Given exercise
Using the listing below, please gather every line containing the word "React".

Recorded data
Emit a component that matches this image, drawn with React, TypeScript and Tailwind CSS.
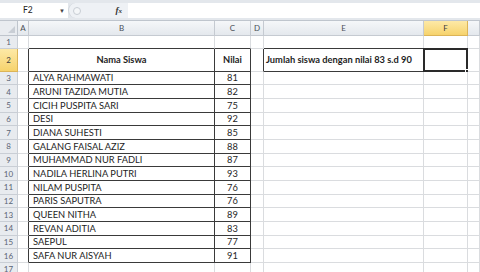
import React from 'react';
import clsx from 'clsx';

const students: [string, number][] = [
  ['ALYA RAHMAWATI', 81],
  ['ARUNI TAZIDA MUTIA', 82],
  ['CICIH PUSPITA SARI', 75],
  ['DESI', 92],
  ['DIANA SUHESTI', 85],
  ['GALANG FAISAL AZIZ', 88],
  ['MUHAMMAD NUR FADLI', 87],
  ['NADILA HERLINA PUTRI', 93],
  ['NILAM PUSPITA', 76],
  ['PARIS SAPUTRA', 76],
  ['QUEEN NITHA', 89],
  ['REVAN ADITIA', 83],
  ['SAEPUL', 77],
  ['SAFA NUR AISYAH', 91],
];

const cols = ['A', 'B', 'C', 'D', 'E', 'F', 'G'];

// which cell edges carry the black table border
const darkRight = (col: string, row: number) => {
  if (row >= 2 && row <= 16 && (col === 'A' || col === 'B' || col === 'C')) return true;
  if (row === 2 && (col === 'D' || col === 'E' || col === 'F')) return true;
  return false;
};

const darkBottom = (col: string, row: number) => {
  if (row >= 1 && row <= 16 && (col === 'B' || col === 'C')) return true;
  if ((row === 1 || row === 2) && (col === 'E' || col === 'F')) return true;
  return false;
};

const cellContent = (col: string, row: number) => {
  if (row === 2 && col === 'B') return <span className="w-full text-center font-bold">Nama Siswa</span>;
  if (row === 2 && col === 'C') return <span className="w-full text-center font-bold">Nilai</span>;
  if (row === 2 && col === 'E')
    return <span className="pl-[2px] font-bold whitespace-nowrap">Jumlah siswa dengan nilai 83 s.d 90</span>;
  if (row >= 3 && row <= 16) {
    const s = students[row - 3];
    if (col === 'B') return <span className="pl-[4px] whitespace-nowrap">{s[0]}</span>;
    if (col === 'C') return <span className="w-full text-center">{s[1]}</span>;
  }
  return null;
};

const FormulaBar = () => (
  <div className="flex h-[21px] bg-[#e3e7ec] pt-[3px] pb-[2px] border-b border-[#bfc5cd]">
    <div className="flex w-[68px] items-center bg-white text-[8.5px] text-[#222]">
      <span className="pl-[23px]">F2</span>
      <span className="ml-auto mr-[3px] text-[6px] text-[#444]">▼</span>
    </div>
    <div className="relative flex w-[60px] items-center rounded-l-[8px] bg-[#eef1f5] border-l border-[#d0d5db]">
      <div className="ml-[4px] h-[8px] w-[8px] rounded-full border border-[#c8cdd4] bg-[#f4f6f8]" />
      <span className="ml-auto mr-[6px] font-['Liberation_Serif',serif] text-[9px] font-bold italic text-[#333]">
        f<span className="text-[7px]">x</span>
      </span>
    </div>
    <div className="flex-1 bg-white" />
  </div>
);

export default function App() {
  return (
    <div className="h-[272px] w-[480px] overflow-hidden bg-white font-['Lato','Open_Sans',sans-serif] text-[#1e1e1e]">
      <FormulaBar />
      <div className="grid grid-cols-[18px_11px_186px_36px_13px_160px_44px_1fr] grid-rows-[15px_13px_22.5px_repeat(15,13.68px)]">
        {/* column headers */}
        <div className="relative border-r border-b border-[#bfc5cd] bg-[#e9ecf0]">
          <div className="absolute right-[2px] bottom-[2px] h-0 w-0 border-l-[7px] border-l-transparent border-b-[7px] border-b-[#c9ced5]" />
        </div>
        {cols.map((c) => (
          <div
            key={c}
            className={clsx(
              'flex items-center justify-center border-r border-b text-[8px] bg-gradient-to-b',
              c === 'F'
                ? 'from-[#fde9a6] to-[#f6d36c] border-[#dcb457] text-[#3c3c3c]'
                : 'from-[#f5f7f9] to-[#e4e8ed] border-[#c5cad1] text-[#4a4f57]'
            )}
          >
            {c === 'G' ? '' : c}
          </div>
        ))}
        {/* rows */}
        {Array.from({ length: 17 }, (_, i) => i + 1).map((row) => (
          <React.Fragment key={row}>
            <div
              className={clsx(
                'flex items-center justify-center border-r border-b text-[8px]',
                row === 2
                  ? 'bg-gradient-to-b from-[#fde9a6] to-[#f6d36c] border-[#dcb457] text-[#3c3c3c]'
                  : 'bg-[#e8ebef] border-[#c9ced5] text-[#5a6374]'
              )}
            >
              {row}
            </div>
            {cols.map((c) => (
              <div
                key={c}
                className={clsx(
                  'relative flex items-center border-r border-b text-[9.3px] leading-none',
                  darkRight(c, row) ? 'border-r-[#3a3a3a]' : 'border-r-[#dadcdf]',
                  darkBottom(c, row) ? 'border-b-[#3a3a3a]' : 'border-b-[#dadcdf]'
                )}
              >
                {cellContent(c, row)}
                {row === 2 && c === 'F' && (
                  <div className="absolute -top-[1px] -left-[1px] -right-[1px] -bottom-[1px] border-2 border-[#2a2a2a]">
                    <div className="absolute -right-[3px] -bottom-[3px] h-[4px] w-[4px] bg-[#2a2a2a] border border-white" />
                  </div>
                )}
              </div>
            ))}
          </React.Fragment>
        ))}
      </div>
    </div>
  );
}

Expected output
Emit a component that matches this image, drawn with React, TypeScript and Tailwind CSS.
import React from 'react';
          <React.Fragment key={row}>
          </React.Fragment>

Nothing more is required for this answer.